TASK GOAL -
For this exercise, repeat all of the material verbatim apart from its images.

»»

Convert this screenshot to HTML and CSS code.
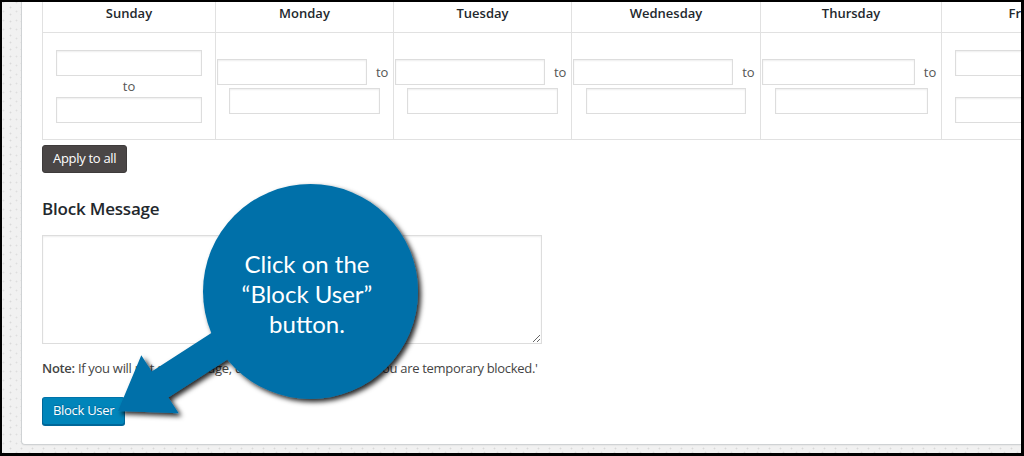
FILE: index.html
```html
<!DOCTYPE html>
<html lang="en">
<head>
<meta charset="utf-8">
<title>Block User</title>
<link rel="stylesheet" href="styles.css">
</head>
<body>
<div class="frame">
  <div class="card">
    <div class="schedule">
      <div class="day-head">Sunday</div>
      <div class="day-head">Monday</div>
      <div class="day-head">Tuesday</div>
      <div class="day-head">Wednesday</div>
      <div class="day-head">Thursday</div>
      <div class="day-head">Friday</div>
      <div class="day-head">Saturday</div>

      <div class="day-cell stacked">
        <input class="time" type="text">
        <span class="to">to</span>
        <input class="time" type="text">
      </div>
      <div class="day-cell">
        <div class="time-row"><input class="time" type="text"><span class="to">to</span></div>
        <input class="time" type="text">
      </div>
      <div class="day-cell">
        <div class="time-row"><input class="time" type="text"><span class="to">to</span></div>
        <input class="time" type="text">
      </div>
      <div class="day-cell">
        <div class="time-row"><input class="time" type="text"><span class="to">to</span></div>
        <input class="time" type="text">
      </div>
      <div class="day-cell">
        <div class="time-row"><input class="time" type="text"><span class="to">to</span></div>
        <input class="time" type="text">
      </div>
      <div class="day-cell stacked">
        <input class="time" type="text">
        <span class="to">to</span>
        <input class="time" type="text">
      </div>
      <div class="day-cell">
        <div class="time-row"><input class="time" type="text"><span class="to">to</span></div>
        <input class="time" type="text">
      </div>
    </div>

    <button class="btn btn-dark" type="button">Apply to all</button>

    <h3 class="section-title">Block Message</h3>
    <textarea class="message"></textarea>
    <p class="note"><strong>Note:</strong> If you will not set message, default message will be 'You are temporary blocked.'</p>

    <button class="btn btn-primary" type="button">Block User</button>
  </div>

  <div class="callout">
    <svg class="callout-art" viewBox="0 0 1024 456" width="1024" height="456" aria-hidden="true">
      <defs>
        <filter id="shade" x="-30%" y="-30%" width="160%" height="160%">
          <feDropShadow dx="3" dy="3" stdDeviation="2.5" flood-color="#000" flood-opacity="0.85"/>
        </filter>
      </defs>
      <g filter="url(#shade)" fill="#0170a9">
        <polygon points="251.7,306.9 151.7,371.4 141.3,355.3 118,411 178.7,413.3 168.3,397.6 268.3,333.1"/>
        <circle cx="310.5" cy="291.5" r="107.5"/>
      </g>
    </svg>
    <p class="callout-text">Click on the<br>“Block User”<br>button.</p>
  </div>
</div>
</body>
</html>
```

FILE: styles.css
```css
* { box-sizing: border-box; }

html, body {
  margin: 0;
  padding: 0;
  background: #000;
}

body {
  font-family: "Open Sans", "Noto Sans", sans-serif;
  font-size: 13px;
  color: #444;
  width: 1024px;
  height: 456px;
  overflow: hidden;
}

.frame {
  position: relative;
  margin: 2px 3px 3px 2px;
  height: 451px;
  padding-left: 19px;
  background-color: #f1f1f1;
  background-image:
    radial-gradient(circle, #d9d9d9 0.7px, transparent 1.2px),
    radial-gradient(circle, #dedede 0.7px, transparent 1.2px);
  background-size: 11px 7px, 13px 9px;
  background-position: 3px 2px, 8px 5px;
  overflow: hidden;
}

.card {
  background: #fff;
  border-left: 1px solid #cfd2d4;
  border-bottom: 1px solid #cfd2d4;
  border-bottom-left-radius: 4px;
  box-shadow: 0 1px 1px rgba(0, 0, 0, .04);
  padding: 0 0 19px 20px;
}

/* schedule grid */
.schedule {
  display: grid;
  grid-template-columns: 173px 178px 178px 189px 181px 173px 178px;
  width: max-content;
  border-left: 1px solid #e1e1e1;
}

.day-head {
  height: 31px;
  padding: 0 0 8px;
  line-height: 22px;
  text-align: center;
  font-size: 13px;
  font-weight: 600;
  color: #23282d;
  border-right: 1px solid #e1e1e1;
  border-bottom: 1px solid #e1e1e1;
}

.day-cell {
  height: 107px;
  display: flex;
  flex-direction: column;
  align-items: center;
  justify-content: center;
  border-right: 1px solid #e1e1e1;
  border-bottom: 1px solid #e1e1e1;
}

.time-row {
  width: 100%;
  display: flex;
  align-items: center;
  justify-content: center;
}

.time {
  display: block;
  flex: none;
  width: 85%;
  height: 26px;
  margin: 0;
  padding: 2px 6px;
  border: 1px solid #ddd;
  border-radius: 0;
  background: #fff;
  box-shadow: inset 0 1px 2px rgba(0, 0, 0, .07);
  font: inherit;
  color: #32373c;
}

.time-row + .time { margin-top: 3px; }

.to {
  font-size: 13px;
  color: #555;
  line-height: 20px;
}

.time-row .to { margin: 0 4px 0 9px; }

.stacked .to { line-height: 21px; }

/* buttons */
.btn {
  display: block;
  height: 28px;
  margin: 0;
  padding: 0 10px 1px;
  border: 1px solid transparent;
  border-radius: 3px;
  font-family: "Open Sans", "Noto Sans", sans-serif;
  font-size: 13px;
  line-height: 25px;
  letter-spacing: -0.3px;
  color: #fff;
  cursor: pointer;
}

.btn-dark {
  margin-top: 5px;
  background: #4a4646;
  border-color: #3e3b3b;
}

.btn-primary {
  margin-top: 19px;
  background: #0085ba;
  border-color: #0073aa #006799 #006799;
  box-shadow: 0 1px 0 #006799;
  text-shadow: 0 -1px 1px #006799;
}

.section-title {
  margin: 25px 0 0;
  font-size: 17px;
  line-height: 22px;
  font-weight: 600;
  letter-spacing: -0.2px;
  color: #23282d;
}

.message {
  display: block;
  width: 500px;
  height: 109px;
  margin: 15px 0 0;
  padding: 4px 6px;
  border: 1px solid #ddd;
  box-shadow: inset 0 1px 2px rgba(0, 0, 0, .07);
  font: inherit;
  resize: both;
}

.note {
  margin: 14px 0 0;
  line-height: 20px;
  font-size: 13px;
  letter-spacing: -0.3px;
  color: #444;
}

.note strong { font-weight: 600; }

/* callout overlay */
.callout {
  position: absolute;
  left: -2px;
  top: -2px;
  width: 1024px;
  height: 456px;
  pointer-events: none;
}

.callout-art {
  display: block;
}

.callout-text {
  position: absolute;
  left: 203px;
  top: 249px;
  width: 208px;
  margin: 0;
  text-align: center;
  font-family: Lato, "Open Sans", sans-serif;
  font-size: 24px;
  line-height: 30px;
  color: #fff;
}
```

««

OUTPUT FOR THIS EXERCISE -
Convert this screenshot to HTML and CSS code.
FILE: index.html
```html
<!DOCTYPE html>
<html lang="en">
<head>
<meta charset="utf-8">
<title>Block User</title>
<link rel="stylesheet" href="styles.css">
</head>
<body>
<div class="frame">
  <div class="card">
    <div class="schedule">
      <div class="day-head">Sunday</div>
      <div class="day-head">Monday</div>
      <div class="day-head">Tuesday</div>
      <div class="day-head">Wednesday</div>
      <div class="day-head">Thursday</div>
      <div class="day-head">Friday</div>
      <div class="day-head">Saturday</div>

      <div class="day-cell stacked">
        <input class="time" type="text">
        <span class="to">to</span>
        <input class="time" type="text">
      </div>
      <div class="day-cell">
        <div class="time-row"><input class="time" type="text"><span class="to">to</span></div>
        <input class="time" type="text">
      </div>
      <div class="day-cell">
        <div class="time-row"><input class="time" type="text"><span class="to">to</span></div>
        <input class="time" type="text">
      </div>
      <div class="day-cell">
        <div class="time-row"><input class="time" type="text"><span class="to">to</span></div>
        <input class="time" type="text">
      </div>
      <div class="day-cell">
        <div class="time-row"><input class="time" type="text"><span class="to">to</span></div>
        <input class="time" type="text">
      </div>
      <div class="day-cell stacked">
        <input class="time" type="text">
        <span class="to">to</span>
        <input class="time" type="text">
      </div>
      <div class="day-cell">
        <div class="time-row"><input class="time" type="text"><span class="to">to</span></div>
        <input class="time" type="text">
      </div>
    </div>

    <button class="btn btn-dark" type="button">Apply to all</button>

    <h3 class="section-title">Block Message</h3>
    <textarea class="message"></textarea>
    <p class="note"><strong>Note:</strong> If you will not set message, default message will be 'You are temporary blocked.'</p>

    <button class="btn btn-primary" type="button">Block User</button>
  </div>

  <div class="callout">
    <svg class="callout-art" viewBox="0 0 1024 456" width="1024" height="456" aria-hidden="true">
      <defs>
        <filter id="shade" x="-30%" y="-30%" width="160%" height="160%">
          <feDropShadow dx="3" dy="3" stdDeviation="2.5" flood-color="#000" flood-opacity="0.85"/>
        </filter>
      </defs>
      <g filter="url(#shade)" fill="#0170a9">
        <polygon points="251.7,306.9 151.7,371.4 141.3,355.3 118,411 178.7,413.3 168.3,397.6 268.3,333.1"/>
        <circle cx="310.5" cy="291.5" r="107.5"/>
      </g>
    </svg>
    <p class="callout-text">Click on the<br>“Block User”<br>button.</p>
  </div>
</div>
</body>
</html>
```

FILE: styles.css
```css
* { box-sizing: border-box; }

html, body {
  margin: 0;
  padding: 0;
  background: #000;
}

body {
  font-family: "Open Sans", "Noto Sans", sans-serif;
  font-size: 13px;
  color: #444;
  width: 1024px;
  height: 456px;
  overflow: hidden;
}

.frame {
  position: relative;
  margin: 2px 3px 3px 2px;
  height: 451px;
  padding-left: 19px;
  background-color: #f1f1f1;
  background-image:
    radial-gradient(circle, #d9d9d9 0.7px, transparent 1.2px),
    radial-gradient(circle, #dedede 0.7px, transparent 1.2px);
  background-size: 11px 7px, 13px 9px;
  background-position: 3px 2px, 8px 5px;
  overflow: hidden;
}

.card {
  background: #fff;
  border-left: 1px solid #cfd2d4;
  border-bottom: 1px solid #cfd2d4;
  border-bottom-left-radius: 4px;
  box-shadow: 0 1px 1px rgba(0, 0, 0, .04);
  padding: 0 0 19px 20px;
}

/* schedule grid */
.schedule {
  display: grid;
  grid-template-columns: 173px 178px 178px 189px 181px 173px 178px;
  width: max-content;
  border-left: 1px solid #e1e1e1;
}

.day-head {
  height: 31px;
  padding: 0 0 8px;
  line-height: 22px;
  text-align: center;
  font-size: 13px;
  font-weight: 600;
  color: #23282d;
  border-right: 1px solid #e1e1e1;
  border-bottom: 1px solid #e1e1e1;
}

.day-cell {
  height: 107px;
  display: flex;
  flex-direction: column;
  align-items: center;
  justify-content: center;
  border-right: 1px solid #e1e1e1;
  border-bottom: 1px solid #e1e1e1;
}

.time-row {
  width: 100%;
  display: flex;
  align-items: center;
  justify-content: center;
}

.time {
  display: block;
  flex: none;
  width: 85%;
  height: 26px;
  margin: 0;
  padding: 2px 6px;
  border: 1px solid #ddd;
  border-radius: 0;
  background: #fff;
  box-shadow: inset 0 1px 2px rgba(0, 0, 0, .07);
  font: inherit;
  color: #32373c;
}

.time-row + .time { margin-top: 3px; }

.to {
  font-size: 13px;
  color: #555;
  line-height: 20px;
}

.time-row .to { margin: 0 4px 0 9px; }

.stacked .to { line-height: 21px; }

/* buttons */
.btn {
  display: block;
  height: 28px;
  margin: 0;
  padding: 0 10px 1px;
  border: 1px solid transparent;
  border-radius: 3px;
  font-family: "Open Sans", "Noto Sans", sans-serif;
  font-size: 13px;
  line-height: 25px;
  letter-spacing: -0.3px;
  color: #fff;
  cursor: pointer;
}

.btn-dark {
  margin-top: 5px;
  background: #4a4646;
  border-color: #3e3b3b;
}

.btn-primary {
  margin-top: 19px;
  background: #0085ba;
  border-color: #0073aa #006799 #006799;
  box-shadow: 0 1px 0 #006799;
  text-shadow: 0 -1px 1px #006799;
}

.section-title {
  margin: 25px 0 0;
  font-size: 17px;
  line-height: 22px;
  font-weight: 600;
  letter-spacing: -0.2px;
  color: #23282d;
}

.message {
  display: block;
  width: 500px;
  height: 109px;
  margin: 15px 0 0;
  padding: 4px 6px;
  border: 1px solid #ddd;
  box-shadow: inset 0 1px 2px rgba(0, 0, 0, .07);
  font: inherit;
  resize: both;
}

.note {
  margin: 14px 0 0;
  line-height: 20px;
  font-size: 13px;
  letter-spacing: -0.3px;
  color: #444;
}

.note strong { font-weight: 600; }

/* callout overlay */
.callout {
  position: absolute;
  left: -2px;
  top: -2px;
  width: 1024px;
  height: 456px;
  pointer-events: none;
}

.callout-art {
  display: block;
}

.callout-text {
  position: absolute;
  left: 203px;
  top: 249px;
  width: 208px;
  margin: 0;
  text-align: center;
  font-family: Lato, "Open Sans", sans-serif;
  font-size: 24px;
  line-height: 30px;
  color: #fff;
}
```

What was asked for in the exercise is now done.